しかし今、ウィグル族の人口は、この地区の半分以下です。彼らは個人を監視する技術のために差別待遇を受け、移動も制限されています。しかし、最も憂慮すべきは、イスラム教徒のウイグル族がいわゆる「再教育収容所」に強制的に入れられていることです。収容所には約百万人の人々が拘留され、拷問を受けています。(イスラム教で禁止されている)豚肉を食べ、アルコールを飲むことも無理強いされています。
もちろん、気功集団「法輪功」の修験者が、1999年からさらされている暴力的弾圧に言及するのも忘れてはなりません。壊滅という明確な目的をもって、政府に特別局が設立されているのです。実際に多くの修験者が逮捕され、強制的に監獄や労働収容所に送られた後、姿を消しました。
中国は宗教の自由や他の人権を侵害していますが、国の生活水準を向上させた政策により人権を擁護していると主張しています。中国文化が集団責任を重視しており、西洋世界ほど個人的でないことは、皆理解しています。だからと言って、これは個人の権利を侵害する言い訳にはなりません。個人の権利と集団の忠誠心は矛盾しないのです。
中国の体制は人権という概念を全く受け入れていないと言っても、言い過ぎではないでしょう。この体制は個人の自然権を擁護する気は全くありません。個人の自然権は国家よりも先に存在し、政府や議会が作った法律を超越して、そのような法律に制限をかける権利なのですが。
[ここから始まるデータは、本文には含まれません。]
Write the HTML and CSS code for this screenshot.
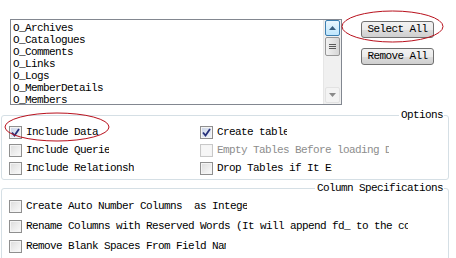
FILE: index.html
```html
<!DOCTYPE html>
<html lang="en">
<head>
    <meta charset="UTF-8">
    <title>Export Tables</title>
    <link rel="stylesheet" href="styles.css">
</head>
<body>

    <div class="top">
        <div class="listbox">
            <div class="items">
                <div>O_Archives</div>
                <div>O_Catalogues</div>
                <div>O_Comments</div>
                <div>O_Links</div>
                <div>O_Logs</div>
                <div>O_MemberDetails</div>
                <div>O_Members</div>
            </div>
            <div class="scrollbar">
                <div class="sb-btn sb-up"><svg width="7" height="4" viewBox="0 0 7 4"><path d="M0 4 L3.5 0 L7 4 Z" fill="#3a5f80"/></svg></div>
                <div class="sb-thumb"><span></span><span></span><span></span></div>
                <div class="sb-track"></div>
                <div class="sb-btn sb-down"><svg width="7" height="4" viewBox="0 0 7 4"><path d="M0 0 L3.5 4 L7 0 Z" fill="#8a8a8a"/></svg></div>
            </div>
        </div>
        <div class="actions">
            <button class="btn">Select All</button>
            <button class="btn">Remove All</button>
        </div>
    </div>

    <fieldset class="group options">
        <legend>Options</legend>
        <div class="opt-grid">
            <label class="check"><span class="box checked"><svg width="11" height="11" viewBox="0 0 11 11"><path d="M2 5.5 L4.5 8.5 L9 2" fill="none" stroke="#26307a" stroke-width="1.8"/></svg></span><span class="txt w-data">Include Data</span></label>
            <label class="check"><span class="box checked"><svg width="11" height="11" viewBox="0 0 11 11"><path d="M2 5.5 L4.5 8.5 L9 2" fill="none" stroke="#26307a" stroke-width="1.8"/></svg></span><span class="txt w-create">Create table</span></label>
            <label class="check"><span class="box"></span><span class="txt w-query">Include Queries</span></label>
            <label class="check disabled"><span class="box"></span><span class="txt w-empty">Empty Tables Before loading Data</span></label>
            <label class="check"><span class="box"></span><span class="txt w-rel">Include Relationships</span></label>
            <label class="check"><span class="box"></span><span class="txt w-drop">Drop Tables if It Exists</span></label>
        </div>
    </fieldset>

    <fieldset class="group colspec">
        <legend>Column Specifications</legend>
        <label class="check"><span class="box"></span><span class="txt w-auto">Create Auto Number Columns  as Integer</span></label>
        <label class="check"><span class="box"></span><span class="txt w-rename">Rename Columns with Reserved Words (It will append fd_ to the column name)</span></label>
        <label class="check"><span class="box"></span><span class="txt w-blank">Remove Blank Spaces From Field Names</span></label>
    </fieldset>

    <svg class="mark mark-select" width="103" height="33" viewBox="0 0 103 33"><ellipse cx="51.5" cy="16.5" rx="50.5" ry="15.5" fill="none" stroke="#b8101c" stroke-width="1"/></svg>
    <svg class="mark mark-data" width="106" height="30" viewBox="0 0 106 30"><ellipse cx="53" cy="15" rx="52" ry="14" fill="none" stroke="#b8101c" stroke-width="1"/></svg>

</body>
</html>
```

FILE: styles.css
```css
body {
    margin: 0;
    background-color: #fff;
    color: #000;
    font-family: "Liberation Mono", "DejaVu Sans Mono", monospace;
    font-size: 11px;
    letter-spacing: -0.6px;
    position: relative;
    width: 456px;
    height: 258px;
    overflow: hidden;
}

.top {
    display: flex;
    align-items: flex-start;
    padding: 19px 0 0 10px;
}

.listbox {
    display: flex;
    width: 330px;
    height: 84px;
    border: 1px solid #828790;
    overflow: hidden;
}

.items {
    flex: 1;
    padding: 2px 0 0 2px;
    line-height: 12px;
}

.items div {
    white-space: nowrap;
}

.scrollbar {
    width: 17px;
    display: flex;
    flex-direction: column;
    background-color: #f0f0f0;
    border-left: 1px solid #e6e6e6;
}

.sb-btn {
    height: 16px;
    display: flex;
    align-items: center;
    justify-content: center;
    box-sizing: border-box;
    margin: 0 1px;
}

.sb-up {
    border: 1px solid #3c7fb1;
    border-radius: 2px;
    background: linear-gradient(#eaf6fd, #bee6fd);
}

.sb-down {
    border: 1px solid #e2e2e2;
    border-radius: 2px;
    background: #f3f3f3;
    margin-bottom: 1px;
}

.sb-thumb {
    height: 19px;
    margin: 1px 1px 0;
    border: 1px solid #979797;
    border-radius: 2px;
    background: linear-gradient(to right, #f2f2f2, #d6d6d6);
    box-sizing: border-box;
    display: flex;
    flex-direction: column;
    justify-content: center;
    align-items: center;
    gap: 1px;
}

.sb-thumb span {
    display: block;
    width: 7px;
    height: 1px;
    background-color: #5a5a5a;
}

.sb-track {
    flex: 1;
}

.actions {
    display: flex;
    flex-direction: column;
    gap: 10px;
    margin: 2px 0 0 19px;
}

.btn {
    width: 73px;
    height: 17px;
    padding: 0;
    border: 1px solid #707070;
    border-radius: 3px;
    background: linear-gradient(#f2f2f2 0%, #ebebeb 50%, #dddddd 51%, #cfcfcf 100%);
    font-family: inherit;
    font-size: 11px;
    letter-spacing: -0.6px;
    color: #000;
    line-height: 15px;
}

.group {
    margin: 4px 7px 0 1px;
    padding: 0 0 0 7px;
    border: 1px solid #d5dfe5;
    border-radius: 3px;
}

.group legend {
    margin-left: auto;
    margin-right: 4px;
    padding: 0 1px 0 2px;
    line-height: 12px;
}

.options {
    padding-top: 2px;
    padding-bottom: 2px;
}

.opt-grid {
    display: grid;
    grid-template-columns: 191px 1fr;
}

.colspec {
    margin-top: 2px;
    padding-top: 2px;
    height: 80px;
}

.check {
    display: flex;
    align-items: center;
    height: 18px;
}

.colspec .check {
    height: 20px;
}

.box {
    width: 11px;
    height: 11px;
    border: 1px solid #8f8f8f;
    background: linear-gradient(135deg, #dcdcdc, #fbfbfb);
    box-shadow: inset 0 0 0 1px #f4f4f4;
    display: flex;
    flex-shrink: 0;
    margin-right: 4px;
}

.box.checked {
    background: linear-gradient(135deg, #c9d3e6, #f2f5fb);
}

.disabled .box {
    border-color: #c8c8c8;
    background: #f6f6f6;
}

.disabled .txt {
    color: #8d8d8d;
}

.txt {
    display: block;
    white-space: pre;
    overflow: hidden;
    line-height: 14px;
}

.w-data { width: 74px; }
.w-query { width: 83px; }
.w-rel { width: 108px; }
.w-create { width: 70px; }
.w-empty { width: 172px; }
.w-drop { width: 115px; }
.w-auto { width: 221px; }
.w-rename { width: 382px; }
.w-blank { width: 200px; }

.mark {
    position: absolute;
}

.mark-select {
    left: 341px;
    top: 10px;
}

.mark-data {
    left: 4px;
    top: 112px;
}
```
人権の発想は自然権の原則をもとに構築されています。しかし、中国の公式の人権原則は、人権は社会が個人に与えた権利だと述べています。では、ここでは国家と同義である「社会」が、権利を与えることができるのならば、取り上げることもできるわけです。これでは、人権は他の法律と違いがありません。
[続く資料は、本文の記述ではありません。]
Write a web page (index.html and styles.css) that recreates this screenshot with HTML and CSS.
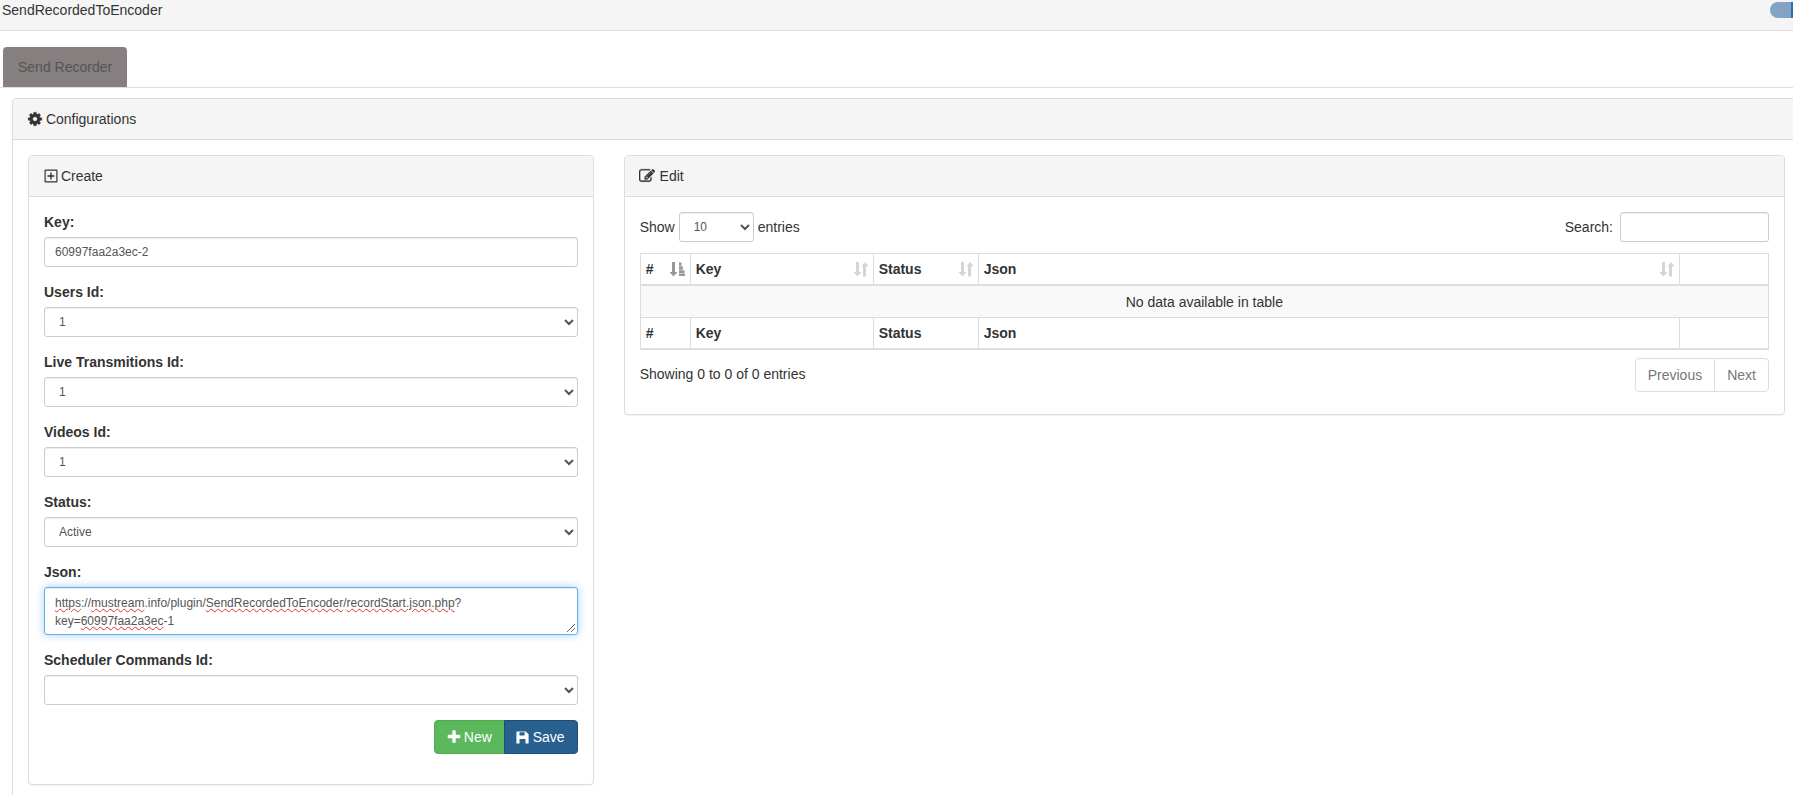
FILE: index.html
```html
<!DOCTYPE html>
<html lang="en">

<head>
  <meta charset="UTF-8">
  <title>SendRecordedToEncoder</title>
  <link rel="stylesheet" href="styles.css">
</head>

<body>
  <div class="plugin-bar">
    <span class="plugin-name">SendRecordedToEncoder</span>
    <span class="switch"><span class="switch-knob"></span></span>
  </div>

  <ul class="tabs">
    <li class="tab-active">Send Recorder</li>
  </ul>

  <div class="content">
    <div class="panel panel-config">
      <div class="panel-heading">
        <svg class="icon icon-cog" viewBox="0 0 1792 1792"><path d="M1152 896q0-106-75-181t-181-75-181 75-75 181 75 181 181 75 181-75 75-181zm512-109v222q0 12-8 23t-20 13l-185 28q-19 54-39 91 35 50 107 138 10 12 10 25t-9 23q-27 37-99 108t-94 71q-12 0-26-9l-138-108q-44 23-91 38-16 136-29 186-7 28-36 28h-222q-14 0-24.500-8.500t-11.500-21.500l-28-184q-49-16-90-37l-141 107q-10 9-25 9-14 0-25-11-126-114-165-168-7-10-7-23 0-12 8-23 15-21 51-66.500t54-70.500q-27-50-41-99l-183-27q-13-2-21-12.500t-8-23.500v-222q0-12 8-23t19-13l186-28q14-46 39-92-40-57-107-138-10-12-10-24 0-10 9-23 26-36 98.500-107.500t94.500-71.500q13 0 26 10l138 107q44-23 91-38 16-136 29-186 7-28 36-28h222q14 0 24.500 8.500t11.500 21.500l28 184q49 16 90 37l142-107q9-9 24-9 13 0 25 10 129 119 165 170 7 8 7 22 0 12-8 23-15 21-51 66.500t-54 70.500q26 50 41 98l183 28q13 2 21 12.500t8 23.500z"/></svg>
        Configurations
      </div>
      <div class="panel-body">
        <div class="row">
          <div class="col-create">
            <div class="panel">
              <div class="panel-heading">
                <svg class="icon icon-create" viewBox="0 0 16 16"><path fill-rule="evenodd" d="M2.500 1.500h11a1 1 0 0 1 1 1v11a1 1 0 0 1-1 1h-11a1 1 0 0 1-1-1v-11a1 1 0 0 1 1-1zM2.700 2.700v10.600h10.600V2.700zM7.300 4.500h1.400v2.800h2.800v1.400H8.700v2.800H7.300V8.700H4.500V7.300h2.800z"/></svg>
                Create
              </div>
              <div class="panel-body">
                <div class="form-group">
                  <label for="key">Key:</label>
                  <input class="form-control" id="key" type="text" value="60997faa2a3ec-2">
                </div>
                <div class="form-group">
                  <label for="usersId">Users Id:</label>
                  <select class="form-control" id="usersId"><option>1</option></select>
                </div>
                <div class="form-group">
                  <label for="liveId">Live Transmitions Id:</label>
                  <select class="form-control" id="liveId"><option>1</option></select>
                </div>
                <div class="form-group">
                  <label for="videosId">Videos Id:</label>
                  <select class="form-control" id="videosId"><option>1</option></select>
                </div>
                <div class="form-group">
                  <label for="status">Status:</label>
                  <select class="form-control" id="status"><option>Active</option></select>
                </div>
                <div class="form-group">
                  <label>Json:</label>
                  <div class="form-control json-box">
                    <span class="typo">https</span>://<span class="typo">mustream</span>.info/plugin/<span class="typo">SendRecordedToEncoder</span>/<span class="typo">recordStart.json.php</span>?<br>
                    key=<span class="typo">60997faa2a3ec</span>-1
                    <svg class="grip" viewBox="0 0 10 10"><path d="M9 1 1 9M9 5 5 9"/></svg>
                  </div>
                </div>
                <div class="form-group">
                  <label for="schedulerId">Scheduler Commands Id:</label>
                  <select class="form-control" id="schedulerId"><option></option></select>
                </div>
                <div class="form-actions">
                  <button class="btn btn-new">
                    <svg class="icon icon-new" viewBox="0 0 1792 1792"><path d="M1600 736v192q0 40-28 68t-68 28h-416v416q0 40-28 68t-68 28h-192q-40 0-68-28t-28-68v-416h-416q-40 0-68-28t-28-68v-192q0-40 28-68t68-28h416v-416q0-40 28-68t68-28h192q40 0 68 28t28 68v416h416q40 0 68 28t28 68z"/></svg>
                    New
                  </button>
                  <button class="btn btn-save">
                    <svg class="icon icon-save" viewBox="0 0 16 16"><path fill-rule="evenodd" d="M2 1.500h9.500l3 3v9.500a.5.5 0 0 1-.5.5H2a.5.5 0 0 1-.5-.5V2a.5.5 0 0 1 .5-.5zM4.800 2.500v3.400h5.400V2.500zM4.800 9.500v5h6.400v-5z"/></svg>
                    Save
                  </button>
                </div>
              </div>
            </div>
          </div>

          <div class="col-edit">
            <div class="panel">
              <div class="panel-heading">
                <svg class="icon icon-edit" viewBox="0 0 1792 1792"><path d="M888 1184l116-116-152-152-116 116v56h96v96h56zm440-720q-16-16-33 1l-350 350q-17 17-1 33t33-1l350-350q17-17 1-33zm80 594v190q0 119-84.500 203.500t-203.500 84.500h-832q-119 0-203.500-84.500t-84.500-203.500v-832q0-119 84.500-203.500t203.500-84.500h832q63 0 117 25 15 7 18 23 3 17-9 29l-49 49q-14 14-32 8-23-6-45-6h-832q-66 0-113 47t-47 113v832q0 66 47 113t113 47h832q66 0 113-47t47-113v-126q0-13 9-22l64-64q15-15 35-7t20 29zm-96-738l288 288-672 672h-288v-288zm444 132l-92 92-288-288 92-92q28-28 68-28t68 28l152 152q28 28 28 68t-28 68z"/></svg>
                Edit
              </div>
              <div class="panel-body">
                <div class="dt-top">
                  <div class="dt-length">
                    Show
                    <select class="form-control dt-select"><option>10</option></select>
                    entries
                  </div>
                  <div class="dt-search">
                    Search:
                    <input class="form-control dt-input" type="search">
                  </div>
                </div>

                <table class="dt-table">
                  <colgroup>
                    <col class="col-num">
                    <col class="col-key">
                    <col class="col-status">
                    <col class="col-json">
                    <col class="col-op">
                  </colgroup>
                  <thead>
                    <tr>
                      <th>#<svg class="sort sort-on" viewBox="0 0 16 16"><path d="M3 1h3v10h2.500L4.500 15.500.5 11H3zM10 1.500h2.500v3.200H10zM10 5.200h3.800v3.600H10zM10 9.300h5.500v2.800H10zM10 12.500h6V15h-6z"/></svg></th>
                      <th>Key<svg class="sort" viewBox="0 0 16 16"><path d="M4 1h3v10h2.500L5.500 15.500 1.500 11H4zM9.500 5.500 13 1l3.500 4.500H14v10h-3v-10z"/></svg></th>
                      <th>Status<svg class="sort" viewBox="0 0 16 16"><path d="M4 1h3v10h2.500L5.500 15.500 1.500 11H4zM9.500 5.500 13 1l3.500 4.500H14v10h-3v-10z"/></svg></th>
                      <th>Json<svg class="sort" viewBox="0 0 16 16"><path d="M4 1h3v10h2.500L5.500 15.500 1.500 11H4zM9.500 5.500 13 1l3.500 4.500H14v10h-3v-10z"/></svg></th>
                      <th></th>
                    </tr>
                  </thead>
                  <tbody>
                    <tr>
                      <td colspan="5">No data available in table</td>
                    </tr>
                  </tbody>
                  <tfoot>
                    <tr>
                      <th>#</th>
                      <th>Key</th>
                      <th>Status</th>
                      <th>Json</th>
                      <th></th>
                    </tr>
                  </tfoot>
                </table>

                <div class="dt-bottom">
                  <div class="dt-info">Showing 0 to 0 of 0 entries</div>
                  <ul class="pagination">
                    <li>Previous</li>
                    <li>Next</li>
                  </ul>
                </div>
              </div>
            </div>
          </div>
        </div>
      </div>
    </div>
  </div>
</body>

</html>
```

FILE: styles.css
```css
* {
  box-sizing: border-box;
}

html,
body {
  height: 100%;
  overflow: hidden;
}

body {
  margin: 0;
  font-family: "Liberation Sans", Arial, sans-serif;
  font-size: 14px;
  line-height: 20px;
  color: #333;
  background-color: #fff;
}

.icon {
  width: 16px;
  height: 16px;
  margin-left: -1px;
  vertical-align: -3px;
  fill: currentColor;
}

.icon-cog {
  margin-right: -1px;
}

.icon-cog path,
.icon-edit path {
  stroke: currentColor;
  stroke-width: 36;
}

.icon-create {
  margin-right: -2px;
}

.icon-edit {
  margin-right: 1px;
}

.icon-new {
  margin-right: -2px;
}

.icon-save {
  width: 15px;
  height: 15px;
  margin-left: -2px;
  margin-right: -1px;
}

/* top bar */
.plugin-bar {
  display: flex;
  justify-content: space-between;
  height: 31px;
  padding-left: 2px;
  border-bottom: 1px solid #ddd;
  background-color: #f5f5f5;
}

.switch {
  width: 23px;
  height: 16px;
  margin-top: 2px;
  border-radius: 8px 0 0 8px;
  background-color: #83a3c4;
}

.switch-knob {
  display: block;
  width: 2px;
  height: 16px;
  margin-left: 21px;
  background-color: #2a6fb0;
}

/* tabs */
.tabs {
  height: 57px;
  margin: 0;
  padding: 16px 0 0 3px;
  list-style: none;
  border-bottom: 1px solid #ddd;
}

.tab-active {
  width: 124px;
  height: 40px;
  padding: 10px 15px;
  border-radius: 4px 4px 0 0;
  white-space: nowrap;
  color: #555;
  background-color: #857f7f;
}

.content {
  padding: 10px 0 0 12px;
}

/* panels */
.panel {
  border: 1px solid #ddd;
  border-radius: 4px;
  background-color: #fff;
  box-shadow: 0 1px 1px rgba(0, 0, 0, .05);
}

.panel-config {
  width: 1789px;
}

.panel-heading {
  padding: 10px 15px;
  border-bottom: 1px solid #ddd;
  border-radius: 3px 3px 0 0;
  background-color: #f5f5f5;
}

.panel-body {
  padding: 15px;
}

.row {
  display: flex;
  margin: 0 -15px;
}

.col-create {
  width: 33.33333%;
  padding: 0 15px;
}

.col-edit {
  width: 66.66667%;
  padding: 0 15px;
}

/* form */
.form-group {
  margin-bottom: 15px;
}

label {
  display: block;
  margin-bottom: 5px;
  font-weight: bold;
}

.form-control {
  display: block;
  width: 100%;
  height: 30px;
  padding: 5px 10px;
  border: 1px solid #ccc;
  border-radius: 3px;
  font-family: inherit;
  font-size: 12px;
  line-height: 18px;
  color: #555;
  background-color: #fff;
  box-shadow: inset 0 1px 1px rgba(0, 0, 0, .075);
}

.json-box {
  position: relative;
  height: 48px;
  padding-top: 6px;
  border-color: #66afe9;
  box-shadow: inset 0 1px 1px rgba(0, 0, 0, .075), 0 0 8px rgba(102, 175, 233, .6);
}

.typo {
  text-decoration: underline wavy #e03030 1px;
  text-underline-offset: 1px;
}

.grip {
  position: absolute;
  right: 1px;
  bottom: 1px;
  width: 10px;
  height: 10px;
  fill: none;
  stroke: #666;
  stroke-width: 1;
}

.form-actions {
  display: flex;
  justify-content: flex-end;
  padding-bottom: 15px;
}

.btn {
  height: 34px;
  padding: 6px 12px;
  border: 1px solid transparent;
  font-family: inherit;
  font-size: 14px;
  line-height: 20px;
  color: #fff;
}

.btn-new {
  border-color: #4cae4c;
  border-radius: 4px 0 0 4px;
  background-color: #5cb85c;
}

.btn-save {
  margin-left: -1px;
  border-color: #204d74;
  border-radius: 0 4px 4px 0;
  background-color: #286090;
}

/* data table */
.dt-top {
  display: flex;
  justify-content: space-between;
  height: 30px;
  margin-bottom: 11px;
}

.dt-length {
  display: flex;
  align-items: center;
  gap: 4px;
}

.dt-search {
  display: flex;
  align-items: center;
  gap: 7px;
}

.dt-select {
  width: 75px;
}

.dt-input {
  width: 149px;
}

.dt-table {
  width: 100%;
  table-layout: fixed;
  border-collapse: collapse;
  border: 1px solid #ddd;
}

.col-num {
  width: 50px;
}

.col-key {
  width: 183px;
}

.col-status {
  width: 105px;
}

.col-op {
  width: 89px;
}

.dt-table th,
.dt-table td {
  height: 31px;
  padding: 5px;
  border: 1px solid #ddd;
  text-align: left;
}

.dt-table thead th,
.dt-table tfoot th {
  border-bottom-width: 2px;
}

.dt-table td {
  height: 32px;
  padding: 6px 5px 4px;
  text-align: center;
  background-color: #f9f9f9;
}

.sort {
  float: right;
  width: 16px;
  height: 16px;
  margin-top: 2px;
  fill: #333;
  opacity: .2;
}

.sort-on {
  opacity: .5;
}

.dt-bottom {
  display: flex;
  justify-content: space-between;
  margin-top: 8px;
  padding-bottom: 7px;
}

.dt-info {
  padding-top: 6px;
}

.pagination {
  display: flex;
  margin: 0;
  padding: 0;
  list-style: none;
}

.pagination li {
  height: 34px;
  padding: 6px 12px;
  border: 1px solid #ddd;
  color: #777;
}

.pagination li:first-child {
  border-radius: 4px 0 0 4px;
}

.pagination li:last-child {
  margin-left: -1px;
  border-radius: 0 4px 4px 0;
}
```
中国の弾圧政策で犠牲になった人々は、人権は法律とは違うことを知っています。人権は存在し、しかも極めて神聖であると理解しています。なぜならその人権を失ったからです。彼らは人権を理解する人々として、我々の保護が必要なだけではなく、我々の多様性と自由が認められた社会に歓迎されることも必要です。少なくとも中国が国際的な人権規範への違反を止めて、自由国家から成る世界を構築するプロジェクトへの支援を本当に開始するまでは。この自由国家では、互いに平和で、自分の思うように考えたり、礼拝したりできるのです。